■ Problem details: Check every line for the word "that" and state how many lines have it. Reply with the number alone.

■ Data shown:
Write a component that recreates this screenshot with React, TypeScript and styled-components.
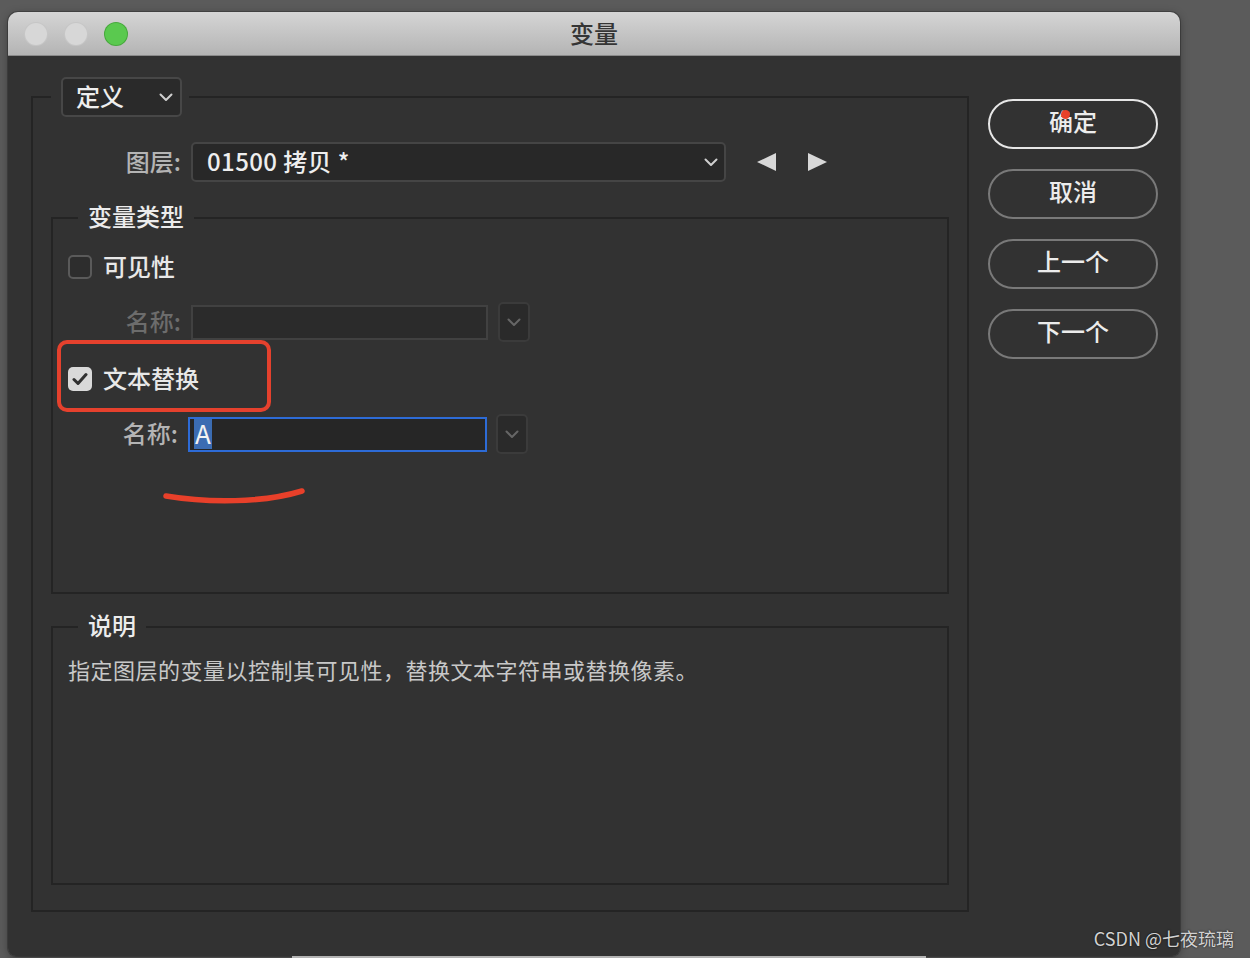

--

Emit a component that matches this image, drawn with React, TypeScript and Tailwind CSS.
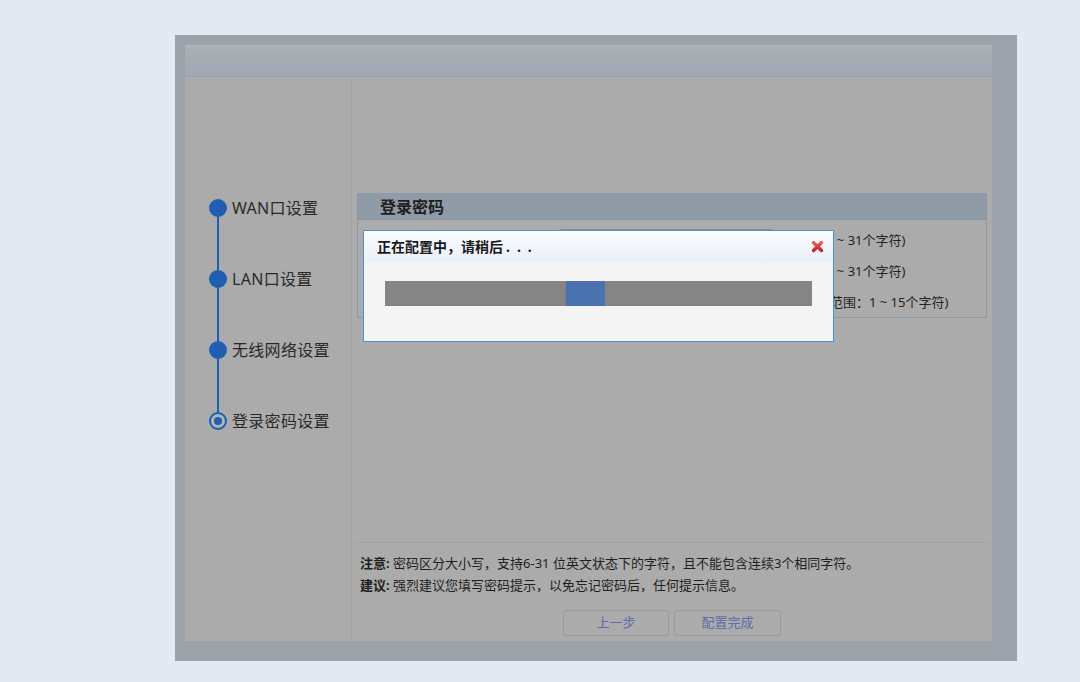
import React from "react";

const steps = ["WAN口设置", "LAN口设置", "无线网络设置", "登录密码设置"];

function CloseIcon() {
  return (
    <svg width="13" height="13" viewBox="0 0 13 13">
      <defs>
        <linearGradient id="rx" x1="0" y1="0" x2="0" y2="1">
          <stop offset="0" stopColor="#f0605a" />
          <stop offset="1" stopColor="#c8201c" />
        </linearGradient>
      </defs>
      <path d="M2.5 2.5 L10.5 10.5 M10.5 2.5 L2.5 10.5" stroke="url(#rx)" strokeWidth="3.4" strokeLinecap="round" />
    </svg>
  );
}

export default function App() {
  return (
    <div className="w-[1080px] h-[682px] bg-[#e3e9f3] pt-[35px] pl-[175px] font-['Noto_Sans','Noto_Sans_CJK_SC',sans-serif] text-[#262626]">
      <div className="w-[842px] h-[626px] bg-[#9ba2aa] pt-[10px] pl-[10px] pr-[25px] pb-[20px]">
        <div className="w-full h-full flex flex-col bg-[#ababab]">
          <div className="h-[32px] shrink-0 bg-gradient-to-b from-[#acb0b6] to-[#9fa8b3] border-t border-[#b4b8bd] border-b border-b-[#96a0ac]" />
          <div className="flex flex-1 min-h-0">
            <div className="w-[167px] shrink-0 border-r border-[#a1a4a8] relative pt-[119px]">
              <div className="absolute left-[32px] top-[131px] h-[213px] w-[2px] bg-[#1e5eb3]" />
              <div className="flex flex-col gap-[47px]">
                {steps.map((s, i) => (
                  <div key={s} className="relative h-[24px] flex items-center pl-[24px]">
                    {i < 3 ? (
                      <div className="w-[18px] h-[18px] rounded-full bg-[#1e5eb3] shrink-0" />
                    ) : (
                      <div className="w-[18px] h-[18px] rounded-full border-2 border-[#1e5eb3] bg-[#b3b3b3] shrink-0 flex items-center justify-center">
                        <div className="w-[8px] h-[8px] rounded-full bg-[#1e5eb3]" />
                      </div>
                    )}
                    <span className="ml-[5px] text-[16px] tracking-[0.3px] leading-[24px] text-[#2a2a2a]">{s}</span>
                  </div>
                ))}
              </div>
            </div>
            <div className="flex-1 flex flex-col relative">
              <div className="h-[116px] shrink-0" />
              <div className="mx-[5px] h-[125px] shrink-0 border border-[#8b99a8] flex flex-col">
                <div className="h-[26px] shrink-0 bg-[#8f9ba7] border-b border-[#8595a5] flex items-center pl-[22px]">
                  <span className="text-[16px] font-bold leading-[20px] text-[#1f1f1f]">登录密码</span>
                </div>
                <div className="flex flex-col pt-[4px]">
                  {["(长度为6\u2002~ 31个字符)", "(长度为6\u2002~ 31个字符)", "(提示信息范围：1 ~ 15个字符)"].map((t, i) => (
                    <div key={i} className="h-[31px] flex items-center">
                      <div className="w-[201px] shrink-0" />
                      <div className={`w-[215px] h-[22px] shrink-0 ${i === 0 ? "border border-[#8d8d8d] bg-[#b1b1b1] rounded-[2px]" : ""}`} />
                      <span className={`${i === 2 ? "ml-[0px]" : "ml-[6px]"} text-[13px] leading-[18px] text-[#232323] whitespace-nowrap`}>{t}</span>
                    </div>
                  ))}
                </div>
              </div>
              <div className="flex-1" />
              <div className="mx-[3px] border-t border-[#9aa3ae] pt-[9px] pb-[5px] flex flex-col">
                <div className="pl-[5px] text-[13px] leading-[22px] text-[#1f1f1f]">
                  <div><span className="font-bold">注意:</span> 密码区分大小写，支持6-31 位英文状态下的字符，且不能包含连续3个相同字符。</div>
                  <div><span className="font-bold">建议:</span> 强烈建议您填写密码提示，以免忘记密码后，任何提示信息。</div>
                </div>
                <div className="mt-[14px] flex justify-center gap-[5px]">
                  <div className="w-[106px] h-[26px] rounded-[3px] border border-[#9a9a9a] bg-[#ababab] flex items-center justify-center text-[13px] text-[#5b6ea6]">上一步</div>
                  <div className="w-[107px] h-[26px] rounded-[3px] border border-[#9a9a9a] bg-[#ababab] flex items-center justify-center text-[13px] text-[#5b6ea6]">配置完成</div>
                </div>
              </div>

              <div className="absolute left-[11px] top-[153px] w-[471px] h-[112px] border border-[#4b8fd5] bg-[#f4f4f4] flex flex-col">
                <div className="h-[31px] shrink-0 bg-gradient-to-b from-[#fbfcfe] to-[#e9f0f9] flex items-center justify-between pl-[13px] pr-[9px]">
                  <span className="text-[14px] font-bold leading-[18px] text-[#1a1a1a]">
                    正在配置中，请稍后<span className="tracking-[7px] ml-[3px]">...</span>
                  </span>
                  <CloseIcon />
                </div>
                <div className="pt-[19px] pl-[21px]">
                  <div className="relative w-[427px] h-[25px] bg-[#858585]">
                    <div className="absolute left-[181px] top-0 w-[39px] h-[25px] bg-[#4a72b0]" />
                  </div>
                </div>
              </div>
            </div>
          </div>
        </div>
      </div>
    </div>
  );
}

---

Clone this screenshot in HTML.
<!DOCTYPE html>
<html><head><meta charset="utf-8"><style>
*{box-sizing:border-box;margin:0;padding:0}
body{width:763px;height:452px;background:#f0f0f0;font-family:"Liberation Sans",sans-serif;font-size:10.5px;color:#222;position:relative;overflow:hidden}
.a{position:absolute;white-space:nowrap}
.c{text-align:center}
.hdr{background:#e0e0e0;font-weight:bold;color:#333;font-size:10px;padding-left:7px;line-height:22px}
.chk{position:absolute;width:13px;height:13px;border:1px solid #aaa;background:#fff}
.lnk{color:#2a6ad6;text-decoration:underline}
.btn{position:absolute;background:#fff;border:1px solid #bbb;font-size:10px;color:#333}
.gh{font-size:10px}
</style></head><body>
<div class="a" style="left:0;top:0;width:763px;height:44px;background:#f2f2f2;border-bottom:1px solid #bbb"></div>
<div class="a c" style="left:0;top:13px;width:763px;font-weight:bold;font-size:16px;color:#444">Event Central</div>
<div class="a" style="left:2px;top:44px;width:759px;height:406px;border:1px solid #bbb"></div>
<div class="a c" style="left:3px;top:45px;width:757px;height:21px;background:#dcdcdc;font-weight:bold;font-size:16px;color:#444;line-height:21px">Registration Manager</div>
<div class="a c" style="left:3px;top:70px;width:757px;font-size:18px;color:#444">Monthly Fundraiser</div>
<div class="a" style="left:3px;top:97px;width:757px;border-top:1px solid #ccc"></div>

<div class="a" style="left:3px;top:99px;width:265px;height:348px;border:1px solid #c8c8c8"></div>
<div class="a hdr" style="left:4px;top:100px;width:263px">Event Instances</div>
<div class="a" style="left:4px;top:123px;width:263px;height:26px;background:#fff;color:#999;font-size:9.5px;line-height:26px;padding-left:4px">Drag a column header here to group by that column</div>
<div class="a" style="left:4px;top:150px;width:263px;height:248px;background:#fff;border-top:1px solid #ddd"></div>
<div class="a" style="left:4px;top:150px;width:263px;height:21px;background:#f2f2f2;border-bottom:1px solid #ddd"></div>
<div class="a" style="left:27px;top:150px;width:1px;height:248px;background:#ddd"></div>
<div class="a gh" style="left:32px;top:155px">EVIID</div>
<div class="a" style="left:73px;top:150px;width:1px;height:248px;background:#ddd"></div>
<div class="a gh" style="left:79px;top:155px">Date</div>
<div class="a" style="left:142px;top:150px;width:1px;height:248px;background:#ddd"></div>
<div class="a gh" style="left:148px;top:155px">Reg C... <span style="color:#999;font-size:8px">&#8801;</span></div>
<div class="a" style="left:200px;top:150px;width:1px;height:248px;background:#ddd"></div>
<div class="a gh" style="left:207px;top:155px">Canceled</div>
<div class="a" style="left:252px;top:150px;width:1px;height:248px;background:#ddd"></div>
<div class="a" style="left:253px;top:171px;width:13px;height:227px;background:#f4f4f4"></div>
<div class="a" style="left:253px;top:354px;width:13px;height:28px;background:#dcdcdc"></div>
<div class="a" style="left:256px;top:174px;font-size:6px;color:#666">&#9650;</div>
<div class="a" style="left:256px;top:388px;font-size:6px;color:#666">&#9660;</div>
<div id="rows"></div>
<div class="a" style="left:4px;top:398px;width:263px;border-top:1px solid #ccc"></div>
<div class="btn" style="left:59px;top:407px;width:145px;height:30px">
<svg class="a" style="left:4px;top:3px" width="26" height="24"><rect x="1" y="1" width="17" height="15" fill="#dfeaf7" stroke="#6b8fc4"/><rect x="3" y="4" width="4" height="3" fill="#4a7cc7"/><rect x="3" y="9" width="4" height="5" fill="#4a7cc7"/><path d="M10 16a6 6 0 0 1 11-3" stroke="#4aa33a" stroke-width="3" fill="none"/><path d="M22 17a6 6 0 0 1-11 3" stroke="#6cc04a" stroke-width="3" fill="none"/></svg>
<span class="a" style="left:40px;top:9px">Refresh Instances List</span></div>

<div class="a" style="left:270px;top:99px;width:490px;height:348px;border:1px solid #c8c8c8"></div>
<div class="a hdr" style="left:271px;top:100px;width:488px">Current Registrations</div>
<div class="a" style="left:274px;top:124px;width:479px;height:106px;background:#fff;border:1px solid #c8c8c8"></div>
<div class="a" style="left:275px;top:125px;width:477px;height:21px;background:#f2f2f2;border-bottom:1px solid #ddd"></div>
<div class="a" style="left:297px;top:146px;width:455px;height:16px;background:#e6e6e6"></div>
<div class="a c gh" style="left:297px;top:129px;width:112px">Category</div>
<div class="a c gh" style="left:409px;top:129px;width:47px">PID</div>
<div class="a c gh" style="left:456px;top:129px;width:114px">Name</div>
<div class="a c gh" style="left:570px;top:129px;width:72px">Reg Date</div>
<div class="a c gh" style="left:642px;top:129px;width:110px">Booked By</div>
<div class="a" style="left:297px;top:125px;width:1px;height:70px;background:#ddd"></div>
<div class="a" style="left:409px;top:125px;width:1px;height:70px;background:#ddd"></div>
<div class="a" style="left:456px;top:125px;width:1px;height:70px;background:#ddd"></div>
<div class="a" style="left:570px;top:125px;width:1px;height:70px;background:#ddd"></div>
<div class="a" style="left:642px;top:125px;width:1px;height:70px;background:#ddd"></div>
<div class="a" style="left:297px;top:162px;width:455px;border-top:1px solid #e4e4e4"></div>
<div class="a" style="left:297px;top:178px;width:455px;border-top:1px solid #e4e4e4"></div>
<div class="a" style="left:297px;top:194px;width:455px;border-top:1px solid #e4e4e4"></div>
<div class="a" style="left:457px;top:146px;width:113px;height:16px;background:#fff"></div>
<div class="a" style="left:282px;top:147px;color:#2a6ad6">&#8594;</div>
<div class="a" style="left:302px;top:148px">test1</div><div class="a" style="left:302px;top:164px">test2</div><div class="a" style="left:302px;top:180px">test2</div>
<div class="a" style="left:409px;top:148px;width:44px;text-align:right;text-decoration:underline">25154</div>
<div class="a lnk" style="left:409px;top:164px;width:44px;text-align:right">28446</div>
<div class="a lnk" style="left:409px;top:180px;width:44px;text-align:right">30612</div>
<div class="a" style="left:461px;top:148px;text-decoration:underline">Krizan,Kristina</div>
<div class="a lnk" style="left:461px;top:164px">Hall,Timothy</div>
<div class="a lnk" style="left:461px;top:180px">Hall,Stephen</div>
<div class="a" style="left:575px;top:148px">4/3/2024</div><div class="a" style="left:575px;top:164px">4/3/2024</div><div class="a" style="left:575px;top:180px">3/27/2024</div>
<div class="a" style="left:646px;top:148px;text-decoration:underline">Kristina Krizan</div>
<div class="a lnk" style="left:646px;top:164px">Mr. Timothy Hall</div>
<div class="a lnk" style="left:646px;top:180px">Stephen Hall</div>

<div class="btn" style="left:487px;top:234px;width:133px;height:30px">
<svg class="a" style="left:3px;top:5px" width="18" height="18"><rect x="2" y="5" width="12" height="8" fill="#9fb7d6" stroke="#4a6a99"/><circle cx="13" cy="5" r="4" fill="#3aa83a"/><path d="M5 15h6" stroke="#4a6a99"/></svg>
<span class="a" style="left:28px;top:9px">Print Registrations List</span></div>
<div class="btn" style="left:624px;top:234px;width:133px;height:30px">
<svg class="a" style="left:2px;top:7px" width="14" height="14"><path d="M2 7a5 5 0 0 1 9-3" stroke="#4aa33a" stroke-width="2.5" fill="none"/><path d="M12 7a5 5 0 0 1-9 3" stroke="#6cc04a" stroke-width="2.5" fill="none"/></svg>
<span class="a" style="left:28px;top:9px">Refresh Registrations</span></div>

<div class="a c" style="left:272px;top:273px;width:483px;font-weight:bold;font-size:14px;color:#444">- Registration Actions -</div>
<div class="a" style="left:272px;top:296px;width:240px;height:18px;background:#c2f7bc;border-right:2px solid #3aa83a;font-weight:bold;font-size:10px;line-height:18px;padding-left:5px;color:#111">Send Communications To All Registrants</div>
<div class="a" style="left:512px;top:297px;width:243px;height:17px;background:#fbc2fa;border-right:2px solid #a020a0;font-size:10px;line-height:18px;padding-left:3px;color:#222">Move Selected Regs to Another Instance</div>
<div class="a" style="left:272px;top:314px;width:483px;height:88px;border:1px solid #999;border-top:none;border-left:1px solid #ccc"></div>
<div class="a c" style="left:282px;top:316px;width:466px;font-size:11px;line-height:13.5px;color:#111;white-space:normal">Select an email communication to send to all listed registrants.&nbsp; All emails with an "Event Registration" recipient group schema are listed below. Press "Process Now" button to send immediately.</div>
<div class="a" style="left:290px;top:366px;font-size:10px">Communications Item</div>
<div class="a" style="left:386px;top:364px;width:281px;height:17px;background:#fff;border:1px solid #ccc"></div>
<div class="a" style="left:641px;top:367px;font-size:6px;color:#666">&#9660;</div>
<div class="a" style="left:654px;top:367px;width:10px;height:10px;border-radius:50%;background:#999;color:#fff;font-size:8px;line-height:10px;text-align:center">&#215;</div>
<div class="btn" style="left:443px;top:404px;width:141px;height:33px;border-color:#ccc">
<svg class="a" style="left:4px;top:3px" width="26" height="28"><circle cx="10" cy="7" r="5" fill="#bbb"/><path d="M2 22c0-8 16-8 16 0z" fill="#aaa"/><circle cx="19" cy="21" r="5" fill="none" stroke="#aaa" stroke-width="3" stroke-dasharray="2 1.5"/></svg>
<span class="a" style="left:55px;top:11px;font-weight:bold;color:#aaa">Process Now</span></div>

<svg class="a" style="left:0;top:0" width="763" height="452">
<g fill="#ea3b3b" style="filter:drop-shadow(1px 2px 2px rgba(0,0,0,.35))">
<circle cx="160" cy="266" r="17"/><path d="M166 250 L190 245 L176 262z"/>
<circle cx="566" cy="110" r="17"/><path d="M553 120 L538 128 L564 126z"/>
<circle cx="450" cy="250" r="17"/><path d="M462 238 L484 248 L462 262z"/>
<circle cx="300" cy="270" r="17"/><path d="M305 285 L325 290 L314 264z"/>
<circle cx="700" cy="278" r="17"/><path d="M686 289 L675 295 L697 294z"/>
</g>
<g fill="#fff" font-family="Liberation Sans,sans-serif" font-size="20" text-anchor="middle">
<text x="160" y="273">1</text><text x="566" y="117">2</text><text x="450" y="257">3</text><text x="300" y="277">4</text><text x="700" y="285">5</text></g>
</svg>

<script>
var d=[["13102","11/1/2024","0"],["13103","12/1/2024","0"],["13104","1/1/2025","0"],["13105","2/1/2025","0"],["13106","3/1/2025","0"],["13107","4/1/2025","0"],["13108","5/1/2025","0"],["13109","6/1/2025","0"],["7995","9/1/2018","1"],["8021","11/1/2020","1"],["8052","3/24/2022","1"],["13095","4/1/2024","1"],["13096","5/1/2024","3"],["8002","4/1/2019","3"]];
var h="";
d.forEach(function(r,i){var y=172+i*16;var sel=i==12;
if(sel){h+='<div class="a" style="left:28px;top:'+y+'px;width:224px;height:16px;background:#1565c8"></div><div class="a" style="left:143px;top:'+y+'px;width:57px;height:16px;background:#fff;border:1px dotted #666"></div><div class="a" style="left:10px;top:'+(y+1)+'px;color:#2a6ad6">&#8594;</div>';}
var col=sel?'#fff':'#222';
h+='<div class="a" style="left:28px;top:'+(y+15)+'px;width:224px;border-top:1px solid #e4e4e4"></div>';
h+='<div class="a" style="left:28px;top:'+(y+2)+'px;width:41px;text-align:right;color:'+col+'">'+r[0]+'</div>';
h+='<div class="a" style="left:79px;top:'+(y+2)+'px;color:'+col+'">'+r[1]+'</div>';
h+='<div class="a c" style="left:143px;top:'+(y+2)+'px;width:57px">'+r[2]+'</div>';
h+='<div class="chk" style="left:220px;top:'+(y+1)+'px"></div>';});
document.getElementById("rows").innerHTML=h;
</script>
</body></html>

■ Task output: 3